Charge above and infinite grounded plane

[aaaa202]

The classic image problem is this: Suppose we have a charge q over an infinite grounded plane. What will be the potential at a given point for z>0. It's not just the potential of the charge q since it will induce a certain charge on the conductor.
By looking at the mirror problem of a charges of opposite sign and displaced the same length relative to z=0 but in different directions, one finds from the uniqueness theorem that this solution also holds for the problem above.
Now: According to my book, even though the fields will the same, then the electrostatic energy of the charge is different in the two problems.
In the problem with the conductor the energy is namely only half the energy of the image problem. I have some trouble understanding this.
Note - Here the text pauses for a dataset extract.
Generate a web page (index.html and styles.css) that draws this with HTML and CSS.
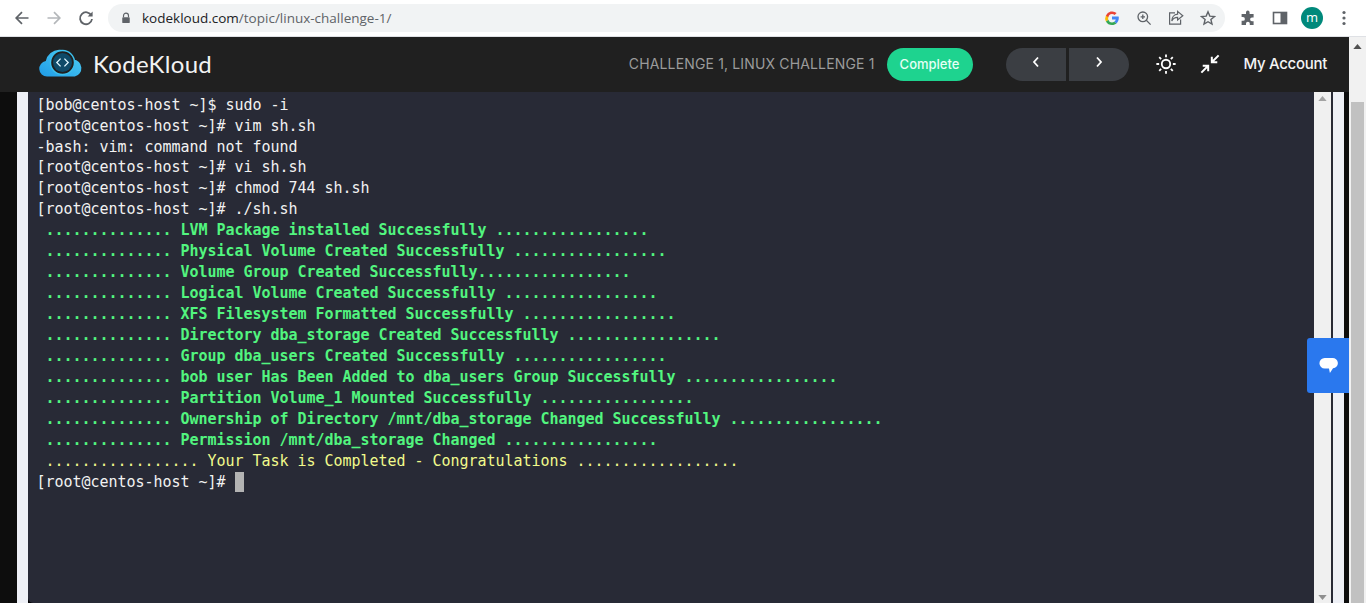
FILE: index.html
```html
<!DOCTYPE html>
<html lang="en">
<head>
<meta charset="utf-8">
<title>Linux Challenge 1</title>
<link rel="stylesheet" href="styles.css">
</head>
<body>
<header class="chrome">
  <svg class="ci nav-first" viewBox="0 0 16 16"><path d="M14.5 8H2.500M8 2.200L2.200 8 8 13.800" fill="none" stroke="#5f6368" stroke-width="1.7"/></svg>
  <svg class="ci" viewBox="0 0 16 16"><path d="M1.500 8H13.500M8 2.200L13.800 8 8 13.800" fill="none" stroke="#b4b7ba" stroke-width="1.7"/></svg>
  <svg class="ci" viewBox="0 0 16 16"><path d="M13.400 5.500A6 6 0 1 0 14 9" fill="none" stroke="#5f6368" stroke-width="1.8"/><path d="M14.600 1.600V6.600H9.600Z" fill="#5f6368"/></svg>
  <div class="omnibox">
    <svg class="lock" viewBox="0 0 12 14"><path d="M3 6V4.200a3 3 0 0 1 6 0V6" fill="none" stroke="#5f6368" stroke-width="1.4"/><rect x="1.500" y="6" width="9" height="7" rx="1" fill="#5f6368"/></svg>
    <span class="url"><b class="host">kodekloud.com</b>/topic/linux-challenge-1/</span>
    <div class="omni-icons">
      <svg class="oi" viewBox="0 0 16 16"><path d="M14.600 6.600H8v2.800h3.800a3.900 3.900 0 0 1-1.600 2.300l2.300 1.800c1.400-1.300 2.300-3.200 2.300-5.400 0-.5 0-1-.2-1.500Z" fill="#4285f4"/><path d="M8 15c1.900 0 3.500-.6 4.500-1.500l-2.300-1.800c-.6.4-1.300.7-2.200.7a3.900 3.900 0 0 1-3.700-2.700L1.900 11.500A7 7 0 0 0 8 15Z" fill="#34a853"/><path d="M4.300 9.700a4.200 4.200 0 0 1 0-2.400V5.500H1.900a7 7 0 0 0 0 6Z" fill="#fbbc05"/><path d="M8 3.900c1 0 1.900.4 2.600 1l2-2A7 7 0 0 0 1.900 5.500l2.400 1.800A3.900 3.900 0 0 1 8 3.900Z" fill="#ea4335"/></svg>
      <svg class="oi" viewBox="0 0 16 16"><g fill="none" stroke="#5f6368" stroke-width="1.3"><circle cx="6.800" cy="6.800" r="4.800"/><path d="M10.300 10.300L14.600 14.600M4.600 6.800H9M6.800 4.600V9"/></g></svg>
      <svg class="oi" viewBox="0 0 16 16"><g fill="none" stroke="#5f6368" stroke-width="1.2"><path d="M7 2.800H1.600v11.400h11V9.600"/><path d="M9.600 1.400L14.800 5.800 9.600 10V7.400C7 7.400 5 8.400 3.800 11 3.800 7.600 6 4.600 9.600 4.200Z"/></g></svg>
      <svg class="oi" viewBox="0 0 16 16"><path d="M8 1.800L9.800 6.100 14.500 6.500 10.900 9.500 12 14.100 8 11.700 4 14.100 5.100 9.500 1.500 6.500 6.200 6.100Z" fill="none" stroke="#5f6368" stroke-width="1.4"/></svg>
    </div>
  </div>
  <svg class="ci puzzle" viewBox="0 0 16 16"><path d="M6 2.400a1.800 1.800 0 0 1 3.600 0V4h4v3.400H12a1.900 1.900 0 0 0 0 3.800h1.600V15H9.800v-1.400a1.900 1.900 0 0 0-3.800 0V15H1.600v-4.200H3a1.900 1.900 0 0 0 0-3.800H1.600V4H6Z" fill="#5f6368"/></svg>
  <svg class="ci panel" viewBox="0 0 16 16"><rect x="1.500" y="2.500" width="13" height="11" fill="none" stroke="#5f6368" stroke-width="1.6"/><rect x="8.500" y="2.500" width="6" height="11" fill="#5f6368"/></svg>
  <span class="avatar">m</span>
  <svg class="ci dots" viewBox="0 0 16 16"><g fill="#5f6368"><circle cx="8" cy="2.500" r="1.600"/><circle cx="8" cy="8" r="1.600"/><circle cx="8" cy="13.500" r="1.600"/></g></svg>
</header>

<div class="viewport">
  <div class="app">
    <nav class="topbar">
      <svg class="logo-mark" viewBox="0 0 46 30">
        <defs><linearGradient id="cloud" x1="0" y1="1" x2="1" y2="0"><stop offset="0" stop-color="#1f9be6"/><stop offset="1" stop-color="#4fd0f5"/></linearGradient></defs>
        <path d="M9 27.500a7.800 7.800 0 0 1-1.200-15.500A14.400 14.400 0 0 1 35.500 10.400 8.700 8.700 0 0 1 36.800 27.500Z" fill="url(#cloud)"/>
        <circle cx="24.500" cy="13.500" r="12" fill="#202020" stroke="#3cc0ee" stroke-width="1.4"/>
        <circle cx="24.500" cy="13.500" r="9.500" fill="#0f4a68"/>
        <path d="M22.600 9.600L18.800 13.500 22.600 17.400M26.400 9.600L30.200 13.500 26.400 17.400" fill="none" stroke="#dff6ff" stroke-width="1.3"/>
      </svg>
      <span class="logo-text">KodeKloud</span>
      <div class="topbar-right">
        <span class="crumb">CHALLENGE 1, LINUX CHALLENGE 1</span>
        <button class="complete">Complete</button>
        <div class="pager">
          <span class="page-btn"><svg class="chev" viewBox="0 0 8 12"><path d="M6 1.500L2 6l4 4.500" fill="none" stroke="#fff" stroke-width="1.8"/></svg></span>
          <span class="page-btn page-next"><svg class="chev" viewBox="0 0 8 12"><path d="M2 1.500L6 6l-4 4.500" fill="none" stroke="#fff" stroke-width="1.8"/></svg></span>
        </div>
        <svg class="sun" viewBox="0 0 24 24"><g stroke="#fff" stroke-width="2" fill="none"><circle cx="12" cy="12" r="4.600"/><path d="M12 1.500V4.500M12 19.500V22.500M1.500 12H4.500M19.500 12H22.500M4.600 4.600L6.700 6.700M17.300 17.300L19.400 19.400M4.600 19.400L6.700 17.300M17.300 6.700L19.400 4.600"/></g></svg>
        <svg class="shrink" viewBox="0 0 22 22"><g stroke="#fff" stroke-width="2.2" fill="none"><path d="M20.500 1.500L13 9M13 3V9H19"/><path d="M1.500 20.500L9 13M3 13H9V19"/></g></svg>
        <span class="account">My Account</span>
      </div>
    </nav>
    <main class="stage">
      <div class="gutter"></div>
      <div class="frame-edge"></div>
      <pre class="terminal"><span>[bob@centos-host ~]$ sudo -i</span>
<span>[root@centos-host ~]# vim sh.sh</span>
<span>-bash: vim: command not found</span>
<span>[root@centos-host ~]# vi sh.sh</span>
<span>[root@centos-host ~]# chmod 744 sh.sh</span>
<span>[root@centos-host ~]# ./sh.sh</span>
<b class="ok"> .............. LVM Package installed Successfully .................</b>
<b class="ok"> .............. Physical Volume Created Successfully .................</b>
<b class="ok"> .............. Volume Group Created Successfully.................</b>
<b class="ok"> .............. Logical Volume Created Successfully .................</b>
<b class="ok"> .............. XFS Filesystem Formatted Successfully .................</b>
<b class="ok"> .............. Directory dba_storage Created Successfully .................</b>
<b class="ok"> .............. Group dba_users Created Successfully .................</b>
<b class="ok"> .............. bob user Has Been Added to dba_users Group Successfully .................</b>
<b class="ok"> .............. Partition Volume_1 Mounted Successfully .................</b>
<b class="ok"> .............. Ownership of Directory /mnt/dba_storage Changed Successfully .................</b>
<b class="ok"> .............. Permission /mnt/dba_storage Changed .................</b>
<span class="done"> ................. Your Task is Completed - Congratulations ..................</span>
<span>[root@centos-host ~]# <i class="cursor"></i></span></pre>
      <div class="inner-scroll">
        <svg class="arrow" viewBox="0 0 10 6"><path d="M5 0L10 6H0Z" fill="#a3a3a3"/></svg>
        <svg class="arrow" viewBox="0 0 10 6"><path d="M0 0H10L5 6Z" fill="#8f8f8f"/></svg>
      </div>
      <div class="rule"></div>
      <div class="frame-edge"></div>
      <div class="black-edge"></div>
      <a class="feedback" href="#" aria-label="Feedback">
        <svg class="bubble" viewBox="0 0 20 18"><path d="M6 1h8a5.500 5.500 0 0 1 .8 11L11.500 17l-1-4.800H6A5.600 5.600 0 0 1 6 1Z" fill="#fff"/></svg>
      </a>
    </main>
  </div>
  <aside class="page-scroll">
    <svg class="page-arrow" viewBox="0 0 10 6"><path d="M5 0L10 6H0Z" fill="#505050"/></svg>
    <div class="thumb"></div>
  </aside>
</div>
</body>
</html>
```
FILE: styles.css
```css
* { box-sizing: border-box; }
html, body { margin: 0; height: 100%; overflow: hidden; }
body { display: flex; flex-direction: column; height: 603px; background: #fff; font-family: "Inter", "Liberation Sans", sans-serif; }

.chrome { flex: none; height: 37px; display: flex; align-items: center; background: #fff; padding: 0 14px 1px 14px; border-bottom: 1px solid #dfe1e5; }
.ci { width: 16px; height: 16px; flex: none; margin-right: 16px; }
.omnibox { flex: none; width: 1117px; height: 28px; margin: 0 15px 0 -2px; border-radius: 14px; background: #f1f3f4; display: flex; align-items: center; padding: 0 9px 0 13px; }
.lock { width: 10px; height: 12px; flex: none; margin-right: 11px; }
.url { font: 13.5px/20px "Open Sans", "Liberation Sans", sans-serif; color: #5f6368; white-space: nowrap; }
.host { font-weight: 400; color: #202124; }
.omni-icons { margin-left: auto; display: flex; gap: 16px; }
.oi { width: 16px; height: 16px; display: block; }
.panel { margin-right: 13px; }
.avatar { flex: none; width: 22px; height: 22px; margin-right: 13px; border-radius: 50%; background: #00897b; color: #fff; font: 13px/21px "Open Sans", sans-serif; text-align: center; }
.dots { margin-right: 0; }

.viewport { flex: 1; min-height: 0; display: flex; background: #000; }
.app { flex: 1; min-width: 0; display: flex; flex-direction: column; }

.topbar { flex: none; height: 55px; background: #202020; display: flex; align-items: center; padding: 0 22px 1px 38px; }
.logo-mark { width: 46px; height: 30px; flex: none; margin-right: 9px; }
.logo-text { font: 400 24px/30px "Lato", "Open Sans", sans-serif; color: #f2f2f2; letter-spacing: .3px; }
.topbar-right { margin-left: auto; display: flex; align-items: center; }
.crumb { font-size: 14px; line-height: 18px; color: #9b9b9b; letter-spacing: .15px; margin-right: 12px; white-space: nowrap; }
.complete { width: 86px; height: 33px; padding: 0; border: 0; border-radius: 17px; background: #1ed38f; color: #e6fff5; font: 500 13px/33px "Inter", sans-serif; margin-right: 33px; }
.pager { display: flex; gap: 3px; width: 123px; height: 33px; margin-right: 26px; }
.page-btn { flex: 1; background: #3b3e43; border-radius: 17px 0 0 17px; display: flex; align-items: center; justify-content: center; padding-bottom: 4px; }
.page-next { border-radius: 0 17px 17px 0; }
.chev { width: 8px; height: 12px; }
.sun { width: 22px; height: 22px; flex: none; margin-right: 23px; }
.shrink { width: 20px; height: 20px; flex: none; margin-right: 24px; }
.account { font-weight: 500; font-size: 15px; line-height: 20px; color: #f4f4f4; letter-spacing: -.3px; white-space: nowrap; }

.stage { flex: 1; min-height: 0; position: relative; display: flex; background: #000; }
.gutter { width: 17px; flex: none; background: #0d0d0d; }
.frame-edge { width: 11px; flex: none; background: #eef0f6; }
.terminal { flex: none; width: 1286px; margin: 0; padding: 2.600px 0 0 8.500px; background: #282a36; color: #f2f2f2; font: 15px/20.950px "DejaVu Sans Mono", monospace; letter-spacing: -.03px; overflow: hidden; border-radius: 0 0 0 5px; }
.ok { font-weight: 700; color: #52f57f; }
.done { color: #f1fa8c; }
.cursor { display: inline-block; width: 9px; height: 20px; background: #b3b3b3; vertical-align: -5px; }
.inner-scroll { width: 17px; flex: none; background: #f0f0f0; display: flex; flex-direction: column; justify-content: space-between; align-items: center; padding: 4px 0 3px; }
.arrow { width: 9px; height: 5px; display: block; }
.rule { width: 2px; flex: none; background: #282a36; }
.black-edge { width: 5px; flex: none; background: #0d0d0d; }
.feedback { position: absolute; right: 0; top: 246px; width: 42px; height: 55px; background: #2a78ee; border-radius: 3px 0 0 3px; display: flex; align-items: center; justify-content: center; }
.bubble { width: 19px; height: 17px; }

.page-scroll { flex: none; width: 17px; background: #f1f1f1; display: flex; flex-direction: column; align-items: center; padding-top: 7px; }
.page-arrow { width: 9px; height: 5px; display: block; }
.thumb { width: 13px; height: 501px; margin-top: 53px; background: #c1c1c1; }
```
The electrostatic energy is negative because we have to do work to separate the system in both cases. In the first case a negative charge and positive charge are brought in. In the second case a charge q is brought in while the induced charge runs into sustain a zero potential in the conductor. But why would separation require half the energy?
In the first case you would need to pull away the positive charge away while keeping the negative fixed. In the conductor case, what would then happen?

 

[gabbagabbahey]

The classic image problem is this: Suppose we have a charge q over an infinite grounded plane. What will be the potential at a given point for z>0. It's not just the potential of the charge q since it will induce a certain charge on the conductor.
By looking at the mirror problem of a charges of opposite sign and displaced the same length relative to z=0 but in different directions, one finds from the uniqueness theorem that this solution also holds for the problem above.
Now: According to my book, even though the fields will the same, then the electrostatic energy of the charge is different in the two problems.
In the problem with the conductor the energy is namely only half the energy of the image problem. I have some trouble understanding this. The electrostatic energy is negative because we have to do work to separate the system in both cases. In the first case a negative charge and positive charge are brought in. In the second case a charge q is brought in while the induced charge runs into sustain a zero potential in the conductor. But why would separation require half the energy?
In the first case you would need to pull away the positive charge away while keeping the negative fixed. In the conductor case, what would then happen?

This easiest way to see this is to look at the expression for electrostatic energy in term of the electric field $$W=\frac{\epsilon_0}{2}\int_{\text{all space}} E^2 d^3 x$$

The fields for $z\geq0$ are the same for both cases, but what about for $z<0$?